Washington, D.C. legislators are working to clear the air (and plates) about CBD and other hemp-derived cannabinoids.

CBD, hemp-derived cannabinoids, and other hemp-derived cannabinoids that do not contain more than 0.3% THC by dry weight, are legal under the 2018 Farm Bill. Although the bill states that the FDA oversees these compounds, there are no clear rules about hemp-based food and drinks, which are widely available across the country but unregulated so far.

Despite the authority granted to the FDA, the agency contends it cannot regulate hemp-based products under the current system. Instead, they have asked Congress for clarification.

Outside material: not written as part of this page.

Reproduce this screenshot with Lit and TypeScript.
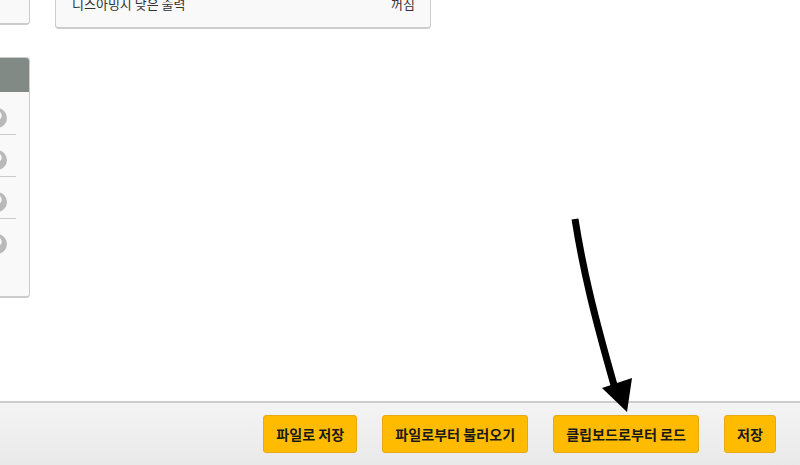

It is technically impossible to use CBD as a food ingredient or supplement since it is classified as a drug by the FDA. As a result of this legal gray area, hemp businesses and local governments have been concerned about whether these products are safe and compliant.

According to Shawn Hauser, partner at Vicente Sederberg, a leading cannabis law firm, the FDA's inaction has harmed public safety and the stability of the promising new hemp industry, which Congress clearly intended to have standard product oversight for consumable hemp products when it passed the 2018 Farm Bill.

A pair of bills would allow cannabinoids in food and create regulations

Two bills have been reintroduced by Reps. Morgan Griffith (R-VA) and Angie Craig (D-MN) that would legalize hemp-derived cannabinoids as food and food ingredients.

H.R. 841, the Hemp and Hemp-Derived CBD Consumer Protection and Market Stabilization Act, was introduced in early 2021 and would add hemp-derived cannabinoids like CBD to the list of approved dietary supplements.

The CBD Product Safety and Standardization Act (H.R. 6134), first introduced in December 2021, requires the Food and Drug Administration (FDA) to develop regulations on things like packaging, labeling, and cannabinoid dosage per serving.

"The importance of this long-overdue legislation that would remove barriers in existing law so that the FDA can regulate CBD and hemp derivatives as food and dietary supplements cannot be overstated," Hauser emphasized in an email. Consumers and industry desperately need basic and fundamental consumer safety regulations such as those allowed by these bills."

Since Minnesota legalized hemp-derived THC beverages and edibles last July, the number of hemp-derived THC items on the market has exploded. Rep. Craig believes the bills are essential to protecting consumers and supporting hemp producers.

In an interview with Hemp Today, Craig previously said, "In Minnesota, we've seen firsthand that our local governments and small businesses need more guidance when it comes to CBD and hemp-derived products."

Previously, H.R. 841 and H.R. 6134 failed to pass in Congress, but growing pressure from lawmakers and the hemp industry may turn the tide this time.

Although earlier versions of this bill have not progressed despite bipartisan support, the FDA announced that CBD cannot be regulated without Congressional action, which underscores the importance of Congress passing this legislation because of the increasing challenges consumers, regulators, and businesses face in an impossible 50-state patchwork.